Exercise aim =
Write the material out again in full, word for word. Do not include the pictures.

[Code that builds pages]
=====

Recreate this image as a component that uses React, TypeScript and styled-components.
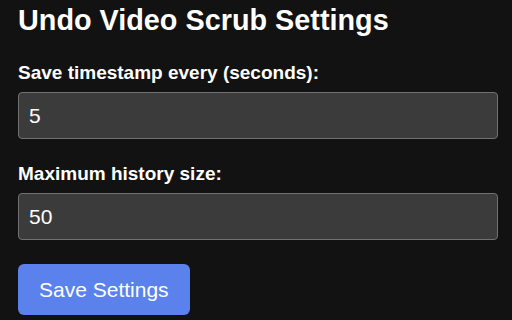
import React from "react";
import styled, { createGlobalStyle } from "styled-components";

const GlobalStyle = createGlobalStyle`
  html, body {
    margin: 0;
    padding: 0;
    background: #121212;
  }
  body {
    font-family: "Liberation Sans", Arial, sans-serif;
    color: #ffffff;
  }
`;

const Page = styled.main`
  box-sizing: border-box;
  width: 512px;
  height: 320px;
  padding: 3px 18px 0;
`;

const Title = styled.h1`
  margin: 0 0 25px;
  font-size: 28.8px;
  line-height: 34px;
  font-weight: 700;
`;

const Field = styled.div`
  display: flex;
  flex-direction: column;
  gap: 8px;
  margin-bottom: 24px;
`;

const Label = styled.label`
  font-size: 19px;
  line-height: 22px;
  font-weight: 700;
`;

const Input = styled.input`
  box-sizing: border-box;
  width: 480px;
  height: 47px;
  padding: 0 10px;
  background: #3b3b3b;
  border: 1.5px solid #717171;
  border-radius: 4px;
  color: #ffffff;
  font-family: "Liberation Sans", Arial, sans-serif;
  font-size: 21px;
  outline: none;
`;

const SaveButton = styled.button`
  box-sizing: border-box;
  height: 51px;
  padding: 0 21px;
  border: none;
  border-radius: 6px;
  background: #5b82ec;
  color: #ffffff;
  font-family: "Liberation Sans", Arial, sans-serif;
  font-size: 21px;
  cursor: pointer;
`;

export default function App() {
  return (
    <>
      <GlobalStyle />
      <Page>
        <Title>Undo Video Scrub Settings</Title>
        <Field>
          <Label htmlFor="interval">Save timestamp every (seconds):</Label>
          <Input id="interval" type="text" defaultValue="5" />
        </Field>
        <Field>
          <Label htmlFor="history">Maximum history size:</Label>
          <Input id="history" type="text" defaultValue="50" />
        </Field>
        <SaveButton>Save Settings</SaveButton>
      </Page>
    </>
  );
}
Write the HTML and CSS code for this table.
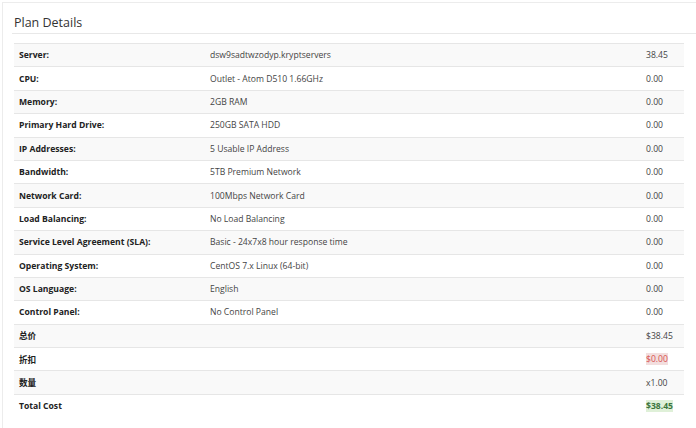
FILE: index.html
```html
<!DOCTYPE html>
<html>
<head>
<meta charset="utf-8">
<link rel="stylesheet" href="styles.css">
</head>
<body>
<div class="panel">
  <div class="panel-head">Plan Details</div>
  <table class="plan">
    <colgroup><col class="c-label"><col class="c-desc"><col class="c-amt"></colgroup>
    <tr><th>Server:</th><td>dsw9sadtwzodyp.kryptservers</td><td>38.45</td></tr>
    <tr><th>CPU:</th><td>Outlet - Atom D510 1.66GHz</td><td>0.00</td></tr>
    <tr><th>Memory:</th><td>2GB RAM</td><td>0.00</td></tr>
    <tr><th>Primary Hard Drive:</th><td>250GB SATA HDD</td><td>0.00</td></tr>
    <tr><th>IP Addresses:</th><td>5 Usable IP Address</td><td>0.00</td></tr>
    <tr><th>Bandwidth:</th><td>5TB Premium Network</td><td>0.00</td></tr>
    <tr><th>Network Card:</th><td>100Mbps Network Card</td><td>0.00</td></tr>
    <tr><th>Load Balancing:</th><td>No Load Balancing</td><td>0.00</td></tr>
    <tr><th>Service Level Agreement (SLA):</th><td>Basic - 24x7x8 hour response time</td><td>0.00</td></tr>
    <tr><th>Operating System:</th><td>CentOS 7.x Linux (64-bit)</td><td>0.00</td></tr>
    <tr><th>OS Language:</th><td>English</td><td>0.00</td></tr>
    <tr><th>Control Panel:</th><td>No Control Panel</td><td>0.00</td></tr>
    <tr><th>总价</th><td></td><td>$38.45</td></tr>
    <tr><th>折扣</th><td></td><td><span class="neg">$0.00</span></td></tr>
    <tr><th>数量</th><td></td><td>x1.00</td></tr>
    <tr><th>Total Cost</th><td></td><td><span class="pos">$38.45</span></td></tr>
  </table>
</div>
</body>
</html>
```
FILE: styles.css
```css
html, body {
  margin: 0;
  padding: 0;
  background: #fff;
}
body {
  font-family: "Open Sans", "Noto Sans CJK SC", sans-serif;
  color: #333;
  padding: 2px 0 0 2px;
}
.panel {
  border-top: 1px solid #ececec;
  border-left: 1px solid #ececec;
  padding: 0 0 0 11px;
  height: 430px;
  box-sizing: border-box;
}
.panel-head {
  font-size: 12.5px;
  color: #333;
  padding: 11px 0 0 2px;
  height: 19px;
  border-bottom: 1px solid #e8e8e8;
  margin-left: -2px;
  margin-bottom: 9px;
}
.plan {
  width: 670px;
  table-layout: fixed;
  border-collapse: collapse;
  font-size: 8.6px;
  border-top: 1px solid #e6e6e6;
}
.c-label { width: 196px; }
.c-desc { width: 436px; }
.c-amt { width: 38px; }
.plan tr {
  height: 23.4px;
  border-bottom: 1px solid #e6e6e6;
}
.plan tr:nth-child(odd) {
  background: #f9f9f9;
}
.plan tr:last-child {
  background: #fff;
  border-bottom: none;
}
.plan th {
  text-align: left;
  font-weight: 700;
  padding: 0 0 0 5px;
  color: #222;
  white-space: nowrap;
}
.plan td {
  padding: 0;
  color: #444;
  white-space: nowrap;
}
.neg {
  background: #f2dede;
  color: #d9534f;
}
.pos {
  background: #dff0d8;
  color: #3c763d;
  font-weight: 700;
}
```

=====

The completed task =
Recreate this image as a component that uses React, TypeScript and styled-components.
import React from "react";
import styled, { createGlobalStyle } from "styled-components";

const GlobalStyle = createGlobalStyle`
  html, body {
    margin: 0;
    padding: 0;
    background: #121212;
  }
  body {
    font-family: "Liberation Sans", Arial, sans-serif;
    color: #ffffff;
  }
`;

const Page = styled.main`
  box-sizing: border-box;
  width: 512px;
  height: 320px;
  padding: 3px 18px 0;
`;

const Title = styled.h1`
  margin: 0 0 25px;
  font-size: 28.8px;
  line-height: 34px;
  font-weight: 700;
`;

const Field = styled.div`
  display: flex;
  flex-direction: column;
  gap: 8px;
  margin-bottom: 24px;
`;

const Label = styled.label`
  font-size: 19px;
  line-height: 22px;
  font-weight: 700;
`;

const Input = styled.input`
  box-sizing: border-box;
  width: 480px;
  height: 47px;
  padding: 0 10px;
  background: #3b3b3b;
  border: 1.5px solid #717171;
  border-radius: 4px;
  color: #ffffff;
  font-family: "Liberation Sans", Arial, sans-serif;
  font-size: 21px;
  outline: none;
`;

const SaveButton = styled.button`
  box-sizing: border-box;
  height: 51px;
  padding: 0 21px;
  border: none;
  border-radius: 6px;
  background: #5b82ec;
  color: #ffffff;
  font-family: "Liberation Sans", Arial, sans-serif;
  font-size: 21px;
  cursor: pointer;
`;

export default function App() {
  return (
    <>
      <GlobalStyle />
      <Page>
        <Title>Undo Video Scrub Settings</Title>
        <Field>
          <Label htmlFor="interval">Save timestamp every (seconds):</Label>
          <Input id="interval" type="text" defaultValue="5" />
        </Field>
        <Field>
          <Label htmlFor="history">Maximum history size:</Label>
          <Input id="history" type="text" defaultValue="50" />
        </Field>
        <SaveButton>Save Settings</SaveButton>
      </Page>
    </>
  );
}
Write the HTML and CSS code for this table.
FILE: index.html
```html
<!DOCTYPE html>
<html>
<head>
<meta charset="utf-8">
<link rel="stylesheet" href="styles.css">
</head>
<body>
<div class="panel">
  <div class="panel-head">Plan Details</div>
  <table class="plan">
    <colgroup><col class="c-label"><col class="c-desc"><col class="c-amt"></colgroup>
    <tr><th>Server:</th><td>dsw9sadtwzodyp.kryptservers</td><td>38.45</td></tr>
    <tr><th>CPU:</th><td>Outlet - Atom D510 1.66GHz</td><td>0.00</td></tr>
    <tr><th>Memory:</th><td>2GB RAM</td><td>0.00</td></tr>
    <tr><th>Primary Hard Drive:</th><td>250GB SATA HDD</td><td>0.00</td></tr>
    <tr><th>IP Addresses:</th><td>5 Usable IP Address</td><td>0.00</td></tr>
    <tr><th>Bandwidth:</th><td>5TB Premium Network</td><td>0.00</td></tr>
    <tr><th>Network Card:</th><td>100Mbps Network Card</td><td>0.00</td></tr>
    <tr><th>Load Balancing:</th><td>No Load Balancing</td><td>0.00</td></tr>
    <tr><th>Service Level Agreement (SLA):</th><td>Basic - 24x7x8 hour response time</td><td>0.00</td></tr>
    <tr><th>Operating System:</th><td>CentOS 7.x Linux (64-bit)</td><td>0.00</td></tr>
    <tr><th>OS Language:</th><td>English</td><td>0.00</td></tr>
    <tr><th>Control Panel:</th><td>No Control Panel</td><td>0.00</td></tr>
    <tr><th>总价</th><td></td><td>$38.45</td></tr>
    <tr><th>折扣</th><td></td><td><span class="neg">$0.00</span></td></tr>
    <tr><th>数量</th><td></td><td>x1.00</td></tr>
    <tr><th>Total Cost</th><td></td><td><span class="pos">$38.45</span></td></tr>
  </table>
</div>
</body>
</html>
```
FILE: styles.css
```css
html, body {
  margin: 0;
  padding: 0;
  background: #fff;
}
body {
  font-family: "Open Sans", "Noto Sans CJK SC", sans-serif;
  color: #333;
  padding: 2px 0 0 2px;
}
.panel {
  border-top: 1px solid #ececec;
  border-left: 1px solid #ececec;
  padding: 0 0 0 11px;
  height: 430px;
  box-sizing: border-box;
}
.panel-head {
  font-size: 12.5px;
  color: #333;
  padding: 11px 0 0 2px;
  height: 19px;
  border-bottom: 1px solid #e8e8e8;
  margin-left: -2px;
  margin-bottom: 9px;
}
.plan {
  width: 670px;
  table-layout: fixed;
  border-collapse: collapse;
  font-size: 8.6px;
  border-top: 1px solid #e6e6e6;
}
.c-label { width: 196px; }
.c-desc { width: 436px; }
.c-amt { width: 38px; }
.plan tr {
  height: 23.4px;
  border-bottom: 1px solid #e6e6e6;
}
.plan tr:nth-child(odd) {
  background: #f9f9f9;
}
.plan tr:last-child {
  background: #fff;
  border-bottom: none;
}
.plan th {
  text-align: left;
  font-weight: 700;
  padding: 0 0 0 5px;
  color: #222;
  white-space: nowrap;
}
.plan td {
  padding: 0;
  color: #444;
  white-space: nowrap;
}
.neg {
  background: #f2dede;
  color: #d9534f;
}
.pos {
  background: #dff0d8;
  color: #3c763d;
  font-weight: 700;
}
```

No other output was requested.